On my Alaska trip, I was able to cross off something on my bucket list that I have been dreaming about for some time–dog sledding. Although it wasn’t through the snow and it was only a quick ride, I am extremely grateful for this once-in-a-lifetime experience.
The ship docked in Skagway, Alaska–a minuscule town of 800 people–and we joined a tour for $99 per person to take us across the border into the Yukon Territory in Canada. The scenery and wildlife in the Yukon is unparalleled (that’s where I encountered the bear), but our final destination was the community of Carcross (formerly known as Caribou Crossing).
During the winter, Michelle Phillips and her team of dogs race the Iditarod Trail–a 1,000 mile sled dog race across the Alaskan tundra. Spring and summer is training time, and that is precisely what Michelle and her winning team of dogs are at Carcross to do. Summer training for the dogs consist of building up their muscles by having them pull tourists (i.e. me) around in a 4-wheeled cart. Each cart seats about 8-9 people, with a team of 9 dogs to pull–which is pretty incredible if you consider the enormous amount of weight that these dogs can manage.
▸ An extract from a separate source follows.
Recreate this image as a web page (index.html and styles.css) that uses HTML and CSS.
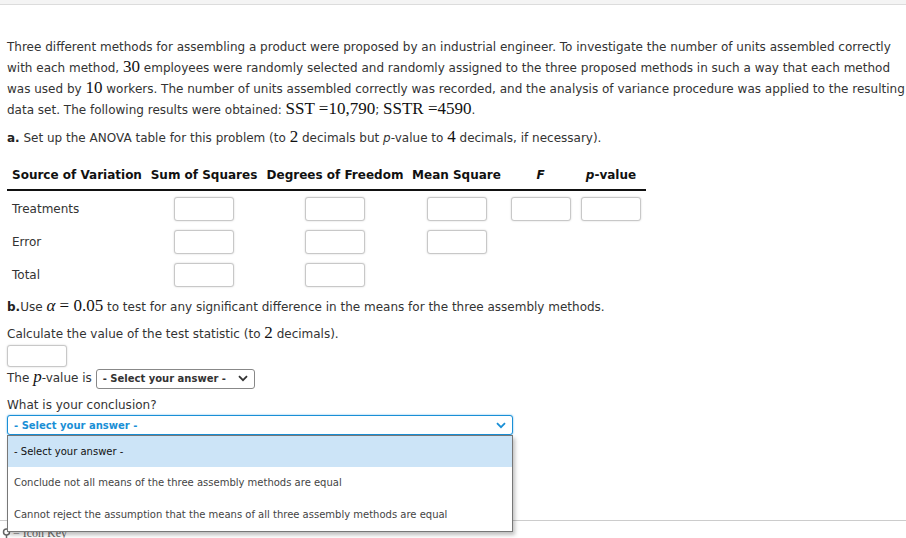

So we get to help participate in their summer training, and in the winter, they are off to the races.
We were lucky enough to be paired with Michelle and her winning team of Alaskan huskies. We got in the cart, and the dogs were just as excited as we were to begin the journey. The team that was lined up at the sidelines jumped and pulled at their leashes, barking and howling as trainers clipped them to the harness. Once all nine dogs had been harnessed to the cart, Michelle signaled and the dogs leapt high into the air, starting the cart with a jolt–we were off. We rattled, bounced, and swerved along a snaking trail through the trees–the dogs received commands from their master when the road forked, but otherwise they knew exactly where to go.
As we were riding, she was more than happy to talk to us about dog sledding and her wonderful team. The Alaskan husky is noticeably smaller than the Siberian husky. These dogs are actually mutts: they are a mix of Siberian husky, malamute, greyhound, and various other breeds–all designed to give them the advantage when it comes to speed, strength, and survivability in the frozen environment.
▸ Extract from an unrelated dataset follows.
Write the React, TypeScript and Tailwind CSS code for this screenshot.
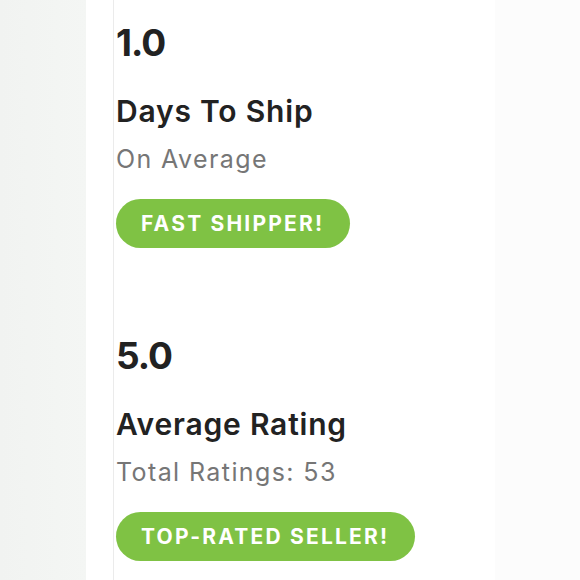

The two lead dogs are the smartest, they guide the whole team through the trails. The unpaired dog in the second row actually helps turn the cart, and moves from the right and left depending on which way the sled needs to go. The dogs at the very rear are the brute strength–large and strong beasts that keep the heavy sled moving. Each dog can run 8 to 10 hours a day, burning thousands of calories–thus requiring a protein intense, high calorie diet.
At the end of the ride, we got to meet these incredible dogs. They were so friendly and loved the attention! I admit, I had a hard time tearing myself away from these pups, especially the very friendly blonde lead dog.
They also had puppies and off-duty dogs on the farm, and we were welcome to walk around and play with them as well. This was an unforgettable experience–perhaps when winter rolls around again, I’ll be watching and cheering for my team on the Iditarod Trail.